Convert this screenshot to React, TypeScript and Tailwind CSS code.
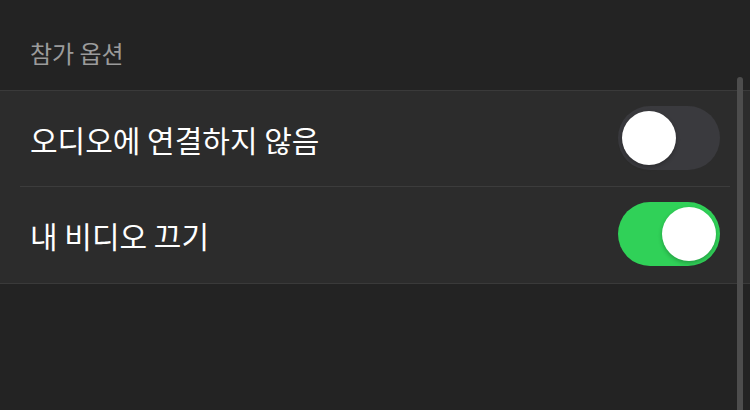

===

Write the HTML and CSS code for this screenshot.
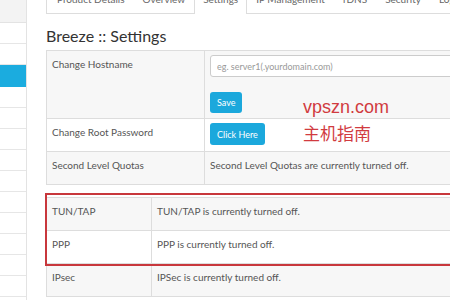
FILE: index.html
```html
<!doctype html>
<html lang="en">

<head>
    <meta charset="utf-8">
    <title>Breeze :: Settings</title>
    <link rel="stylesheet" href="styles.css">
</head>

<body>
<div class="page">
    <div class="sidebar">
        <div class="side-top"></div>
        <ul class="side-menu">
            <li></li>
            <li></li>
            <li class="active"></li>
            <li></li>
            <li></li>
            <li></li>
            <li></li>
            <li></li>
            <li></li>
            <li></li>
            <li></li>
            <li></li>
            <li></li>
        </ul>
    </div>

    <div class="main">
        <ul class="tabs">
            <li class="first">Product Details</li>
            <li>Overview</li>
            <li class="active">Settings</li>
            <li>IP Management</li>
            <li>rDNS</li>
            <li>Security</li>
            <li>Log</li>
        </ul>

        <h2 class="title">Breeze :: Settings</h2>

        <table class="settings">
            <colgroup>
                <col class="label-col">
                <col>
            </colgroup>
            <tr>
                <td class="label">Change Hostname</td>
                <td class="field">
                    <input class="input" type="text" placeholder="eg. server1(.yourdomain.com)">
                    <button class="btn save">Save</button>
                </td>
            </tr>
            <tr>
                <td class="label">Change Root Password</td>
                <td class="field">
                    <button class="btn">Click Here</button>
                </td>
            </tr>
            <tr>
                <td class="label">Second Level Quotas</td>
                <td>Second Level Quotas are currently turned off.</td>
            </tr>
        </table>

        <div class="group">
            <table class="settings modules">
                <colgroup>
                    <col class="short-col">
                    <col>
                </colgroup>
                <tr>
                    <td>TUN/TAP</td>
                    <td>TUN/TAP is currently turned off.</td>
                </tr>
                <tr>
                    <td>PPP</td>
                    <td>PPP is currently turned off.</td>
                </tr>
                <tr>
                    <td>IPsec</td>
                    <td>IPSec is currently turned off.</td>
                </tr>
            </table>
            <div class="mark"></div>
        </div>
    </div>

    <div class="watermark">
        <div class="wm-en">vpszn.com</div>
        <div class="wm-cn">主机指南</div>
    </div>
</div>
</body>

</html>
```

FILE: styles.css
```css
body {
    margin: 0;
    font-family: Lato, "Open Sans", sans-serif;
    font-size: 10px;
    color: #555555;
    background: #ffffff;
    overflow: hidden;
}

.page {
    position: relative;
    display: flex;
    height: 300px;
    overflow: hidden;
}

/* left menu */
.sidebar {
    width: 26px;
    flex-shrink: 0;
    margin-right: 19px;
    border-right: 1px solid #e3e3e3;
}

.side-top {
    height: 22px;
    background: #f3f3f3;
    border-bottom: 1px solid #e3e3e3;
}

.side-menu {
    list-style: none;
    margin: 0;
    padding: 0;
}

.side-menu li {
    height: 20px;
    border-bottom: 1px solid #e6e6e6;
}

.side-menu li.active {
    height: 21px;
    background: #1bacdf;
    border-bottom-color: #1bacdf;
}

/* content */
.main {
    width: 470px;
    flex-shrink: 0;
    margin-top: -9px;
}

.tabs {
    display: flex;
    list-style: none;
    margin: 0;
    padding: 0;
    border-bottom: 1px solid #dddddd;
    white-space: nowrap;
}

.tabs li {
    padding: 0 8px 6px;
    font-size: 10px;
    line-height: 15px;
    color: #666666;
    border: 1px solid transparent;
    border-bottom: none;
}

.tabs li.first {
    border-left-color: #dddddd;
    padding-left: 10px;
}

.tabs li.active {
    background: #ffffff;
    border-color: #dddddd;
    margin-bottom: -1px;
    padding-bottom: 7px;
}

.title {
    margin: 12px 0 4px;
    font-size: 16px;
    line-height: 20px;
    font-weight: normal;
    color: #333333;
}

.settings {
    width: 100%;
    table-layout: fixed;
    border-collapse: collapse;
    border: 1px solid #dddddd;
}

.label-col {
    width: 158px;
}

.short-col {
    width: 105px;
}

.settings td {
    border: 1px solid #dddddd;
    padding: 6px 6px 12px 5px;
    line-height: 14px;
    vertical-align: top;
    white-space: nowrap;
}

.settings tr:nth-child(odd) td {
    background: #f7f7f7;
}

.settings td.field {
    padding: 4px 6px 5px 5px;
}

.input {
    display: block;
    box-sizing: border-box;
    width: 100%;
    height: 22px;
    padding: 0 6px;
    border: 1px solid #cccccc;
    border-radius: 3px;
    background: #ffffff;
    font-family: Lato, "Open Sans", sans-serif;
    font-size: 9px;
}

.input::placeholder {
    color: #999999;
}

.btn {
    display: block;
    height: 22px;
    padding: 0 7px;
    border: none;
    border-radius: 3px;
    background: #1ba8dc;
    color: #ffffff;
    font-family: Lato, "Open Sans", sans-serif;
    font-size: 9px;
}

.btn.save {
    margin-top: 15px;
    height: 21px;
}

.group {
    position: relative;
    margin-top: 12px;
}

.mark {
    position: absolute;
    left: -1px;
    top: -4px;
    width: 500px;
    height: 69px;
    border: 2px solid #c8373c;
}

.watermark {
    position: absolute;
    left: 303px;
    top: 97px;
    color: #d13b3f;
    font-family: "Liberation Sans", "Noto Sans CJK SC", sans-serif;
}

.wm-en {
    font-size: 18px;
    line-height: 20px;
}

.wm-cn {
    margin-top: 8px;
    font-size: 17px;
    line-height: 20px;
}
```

===

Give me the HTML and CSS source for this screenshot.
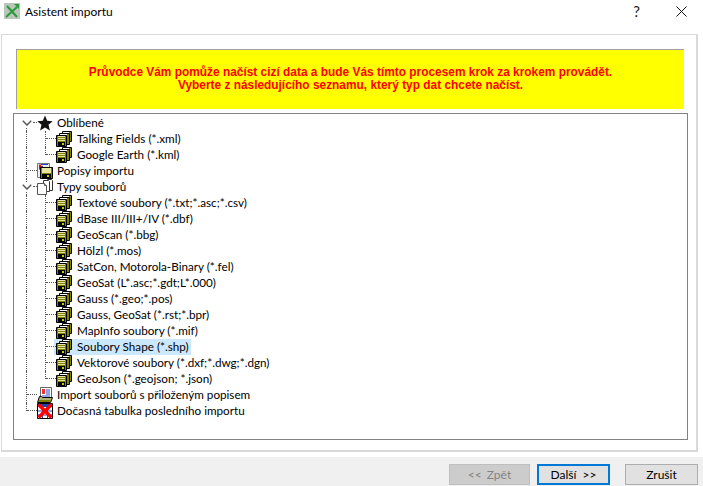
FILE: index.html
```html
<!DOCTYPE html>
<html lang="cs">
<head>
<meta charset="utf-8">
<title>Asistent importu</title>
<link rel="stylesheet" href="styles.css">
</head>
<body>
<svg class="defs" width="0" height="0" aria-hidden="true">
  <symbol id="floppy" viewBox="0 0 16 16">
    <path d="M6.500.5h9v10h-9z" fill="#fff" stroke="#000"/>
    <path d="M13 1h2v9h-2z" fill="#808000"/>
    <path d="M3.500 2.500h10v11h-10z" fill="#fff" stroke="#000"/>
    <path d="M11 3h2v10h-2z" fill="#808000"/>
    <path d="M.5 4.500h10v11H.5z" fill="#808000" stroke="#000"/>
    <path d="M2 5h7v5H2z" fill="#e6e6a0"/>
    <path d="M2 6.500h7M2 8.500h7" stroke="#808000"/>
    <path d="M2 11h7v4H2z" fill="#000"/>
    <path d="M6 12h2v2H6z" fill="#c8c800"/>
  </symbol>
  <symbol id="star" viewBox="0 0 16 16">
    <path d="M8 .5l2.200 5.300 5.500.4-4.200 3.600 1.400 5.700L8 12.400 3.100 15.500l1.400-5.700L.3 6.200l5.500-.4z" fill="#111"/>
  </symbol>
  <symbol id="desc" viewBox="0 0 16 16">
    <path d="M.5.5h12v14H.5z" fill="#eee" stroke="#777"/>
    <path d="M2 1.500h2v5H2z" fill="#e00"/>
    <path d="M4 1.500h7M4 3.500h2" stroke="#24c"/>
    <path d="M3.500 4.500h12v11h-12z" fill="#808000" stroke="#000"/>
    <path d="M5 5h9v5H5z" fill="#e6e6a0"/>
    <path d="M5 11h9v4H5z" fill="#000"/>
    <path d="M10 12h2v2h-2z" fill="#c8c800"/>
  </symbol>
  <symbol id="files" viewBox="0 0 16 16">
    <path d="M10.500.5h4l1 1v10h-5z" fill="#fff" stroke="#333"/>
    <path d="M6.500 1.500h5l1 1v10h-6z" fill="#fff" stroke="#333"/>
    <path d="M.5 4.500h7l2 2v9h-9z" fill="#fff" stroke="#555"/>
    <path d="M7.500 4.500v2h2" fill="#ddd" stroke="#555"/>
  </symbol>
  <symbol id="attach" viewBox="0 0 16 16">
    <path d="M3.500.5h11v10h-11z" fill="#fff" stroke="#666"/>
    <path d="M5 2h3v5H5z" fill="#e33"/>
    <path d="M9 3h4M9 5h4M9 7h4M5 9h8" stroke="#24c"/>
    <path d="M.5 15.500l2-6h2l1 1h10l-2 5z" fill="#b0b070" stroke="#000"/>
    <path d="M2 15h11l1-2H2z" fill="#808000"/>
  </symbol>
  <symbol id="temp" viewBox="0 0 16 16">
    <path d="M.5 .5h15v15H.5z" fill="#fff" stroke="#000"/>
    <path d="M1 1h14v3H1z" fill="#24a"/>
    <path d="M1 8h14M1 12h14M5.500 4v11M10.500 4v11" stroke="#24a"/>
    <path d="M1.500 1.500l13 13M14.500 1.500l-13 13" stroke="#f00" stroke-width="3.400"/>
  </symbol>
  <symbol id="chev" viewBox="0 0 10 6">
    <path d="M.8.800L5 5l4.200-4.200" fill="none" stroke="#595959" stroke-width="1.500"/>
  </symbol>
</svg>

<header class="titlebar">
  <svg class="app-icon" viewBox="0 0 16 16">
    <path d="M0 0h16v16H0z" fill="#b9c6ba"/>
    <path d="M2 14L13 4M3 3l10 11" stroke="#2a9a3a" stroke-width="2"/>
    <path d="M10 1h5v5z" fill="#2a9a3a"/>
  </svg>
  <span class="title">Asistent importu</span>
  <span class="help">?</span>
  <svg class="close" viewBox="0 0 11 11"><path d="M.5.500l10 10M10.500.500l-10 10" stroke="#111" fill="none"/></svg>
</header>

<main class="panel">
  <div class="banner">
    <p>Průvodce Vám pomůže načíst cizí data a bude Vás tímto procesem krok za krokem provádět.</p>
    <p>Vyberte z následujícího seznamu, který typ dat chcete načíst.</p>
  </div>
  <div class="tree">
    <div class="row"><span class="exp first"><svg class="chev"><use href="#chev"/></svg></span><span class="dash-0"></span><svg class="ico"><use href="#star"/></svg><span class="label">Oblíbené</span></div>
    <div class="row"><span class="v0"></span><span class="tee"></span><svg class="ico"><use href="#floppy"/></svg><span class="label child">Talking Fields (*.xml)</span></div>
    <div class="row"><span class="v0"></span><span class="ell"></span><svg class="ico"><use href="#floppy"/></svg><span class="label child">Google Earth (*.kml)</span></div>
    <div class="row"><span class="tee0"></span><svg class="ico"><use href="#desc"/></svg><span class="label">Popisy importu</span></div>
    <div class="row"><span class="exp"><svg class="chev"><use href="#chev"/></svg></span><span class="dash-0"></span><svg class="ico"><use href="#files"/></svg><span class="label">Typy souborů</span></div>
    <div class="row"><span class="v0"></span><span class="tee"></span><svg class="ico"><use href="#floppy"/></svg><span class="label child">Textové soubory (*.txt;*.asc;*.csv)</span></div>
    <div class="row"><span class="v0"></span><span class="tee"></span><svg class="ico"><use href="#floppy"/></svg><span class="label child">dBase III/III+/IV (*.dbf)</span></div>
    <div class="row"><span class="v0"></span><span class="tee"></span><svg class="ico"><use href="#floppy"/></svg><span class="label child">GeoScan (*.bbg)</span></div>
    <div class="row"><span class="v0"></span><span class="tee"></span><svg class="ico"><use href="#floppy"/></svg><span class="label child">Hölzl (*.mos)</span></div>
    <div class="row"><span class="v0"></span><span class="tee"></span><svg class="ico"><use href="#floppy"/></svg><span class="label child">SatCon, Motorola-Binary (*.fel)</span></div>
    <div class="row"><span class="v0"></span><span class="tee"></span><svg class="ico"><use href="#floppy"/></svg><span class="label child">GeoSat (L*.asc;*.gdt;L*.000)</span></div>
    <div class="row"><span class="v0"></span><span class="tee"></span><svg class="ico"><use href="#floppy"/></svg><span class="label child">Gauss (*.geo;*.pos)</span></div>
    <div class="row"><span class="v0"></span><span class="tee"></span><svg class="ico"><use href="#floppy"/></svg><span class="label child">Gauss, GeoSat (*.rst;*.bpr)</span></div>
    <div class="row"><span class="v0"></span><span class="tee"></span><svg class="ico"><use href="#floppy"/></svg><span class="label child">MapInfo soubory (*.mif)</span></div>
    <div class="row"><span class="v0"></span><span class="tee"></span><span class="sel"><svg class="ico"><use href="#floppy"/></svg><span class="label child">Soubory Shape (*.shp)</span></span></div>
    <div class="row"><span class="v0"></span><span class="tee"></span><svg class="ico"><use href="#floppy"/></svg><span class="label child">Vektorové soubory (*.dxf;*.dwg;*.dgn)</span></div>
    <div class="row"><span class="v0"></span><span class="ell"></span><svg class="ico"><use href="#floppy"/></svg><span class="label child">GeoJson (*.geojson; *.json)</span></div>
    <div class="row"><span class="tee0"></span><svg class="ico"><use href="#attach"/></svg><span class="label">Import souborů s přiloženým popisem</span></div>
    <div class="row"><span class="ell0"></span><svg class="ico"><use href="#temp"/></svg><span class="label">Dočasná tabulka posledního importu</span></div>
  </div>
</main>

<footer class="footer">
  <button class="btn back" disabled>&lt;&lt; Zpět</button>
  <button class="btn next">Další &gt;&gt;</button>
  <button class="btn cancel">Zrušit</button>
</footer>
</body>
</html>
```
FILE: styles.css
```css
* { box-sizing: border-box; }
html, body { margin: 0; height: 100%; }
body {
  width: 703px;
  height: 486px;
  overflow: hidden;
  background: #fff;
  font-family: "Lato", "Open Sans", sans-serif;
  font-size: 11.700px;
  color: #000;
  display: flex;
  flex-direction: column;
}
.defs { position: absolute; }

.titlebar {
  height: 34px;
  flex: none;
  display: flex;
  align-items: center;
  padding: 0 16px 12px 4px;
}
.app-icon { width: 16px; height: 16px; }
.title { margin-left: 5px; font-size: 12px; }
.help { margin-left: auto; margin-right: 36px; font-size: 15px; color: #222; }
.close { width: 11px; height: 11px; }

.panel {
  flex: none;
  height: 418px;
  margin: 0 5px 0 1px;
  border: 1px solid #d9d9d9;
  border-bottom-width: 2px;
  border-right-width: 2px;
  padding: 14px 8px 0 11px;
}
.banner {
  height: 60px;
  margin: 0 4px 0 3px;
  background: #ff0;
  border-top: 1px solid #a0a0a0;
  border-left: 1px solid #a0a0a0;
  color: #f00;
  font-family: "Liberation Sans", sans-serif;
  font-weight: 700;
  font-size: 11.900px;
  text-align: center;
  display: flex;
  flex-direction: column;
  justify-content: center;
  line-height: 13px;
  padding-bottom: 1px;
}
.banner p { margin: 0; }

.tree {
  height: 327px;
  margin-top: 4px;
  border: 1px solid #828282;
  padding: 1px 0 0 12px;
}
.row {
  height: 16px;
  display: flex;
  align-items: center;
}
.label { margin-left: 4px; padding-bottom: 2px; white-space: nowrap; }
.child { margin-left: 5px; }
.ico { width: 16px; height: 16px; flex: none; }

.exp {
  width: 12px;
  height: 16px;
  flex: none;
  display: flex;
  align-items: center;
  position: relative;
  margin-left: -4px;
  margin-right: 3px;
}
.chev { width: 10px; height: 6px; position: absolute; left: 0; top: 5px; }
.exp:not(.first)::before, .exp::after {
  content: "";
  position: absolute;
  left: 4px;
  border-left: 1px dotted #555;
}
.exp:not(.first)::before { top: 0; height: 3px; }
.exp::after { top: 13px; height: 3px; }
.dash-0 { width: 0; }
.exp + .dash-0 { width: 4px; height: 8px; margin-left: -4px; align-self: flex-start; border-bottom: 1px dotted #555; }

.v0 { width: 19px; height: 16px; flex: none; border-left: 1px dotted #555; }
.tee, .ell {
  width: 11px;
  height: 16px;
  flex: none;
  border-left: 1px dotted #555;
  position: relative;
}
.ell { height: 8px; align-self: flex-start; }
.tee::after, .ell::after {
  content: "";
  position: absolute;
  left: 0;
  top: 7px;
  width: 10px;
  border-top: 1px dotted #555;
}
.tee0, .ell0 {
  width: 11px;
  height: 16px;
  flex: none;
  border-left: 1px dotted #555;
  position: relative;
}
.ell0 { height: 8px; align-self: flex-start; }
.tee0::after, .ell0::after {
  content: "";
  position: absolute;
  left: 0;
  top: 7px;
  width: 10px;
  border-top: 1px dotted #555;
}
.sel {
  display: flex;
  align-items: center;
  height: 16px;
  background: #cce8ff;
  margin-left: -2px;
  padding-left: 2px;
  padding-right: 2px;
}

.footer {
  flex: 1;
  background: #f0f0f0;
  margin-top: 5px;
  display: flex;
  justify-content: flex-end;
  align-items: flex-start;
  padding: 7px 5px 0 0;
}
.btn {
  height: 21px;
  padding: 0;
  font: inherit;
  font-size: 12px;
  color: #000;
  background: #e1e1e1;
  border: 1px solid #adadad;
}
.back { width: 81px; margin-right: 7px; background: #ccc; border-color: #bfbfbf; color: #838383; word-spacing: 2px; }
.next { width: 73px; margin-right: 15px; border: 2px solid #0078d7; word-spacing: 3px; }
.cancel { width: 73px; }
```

===

WHAT YOU HAVE TO DO: Show every line above in which the word "screenshot" occurs.

RESULT BELOW:
Convert this screenshot to React, TypeScript and Tailwind CSS code.
Write the HTML and CSS code for this screenshot.
Give me the HTML and CSS source for this screenshot.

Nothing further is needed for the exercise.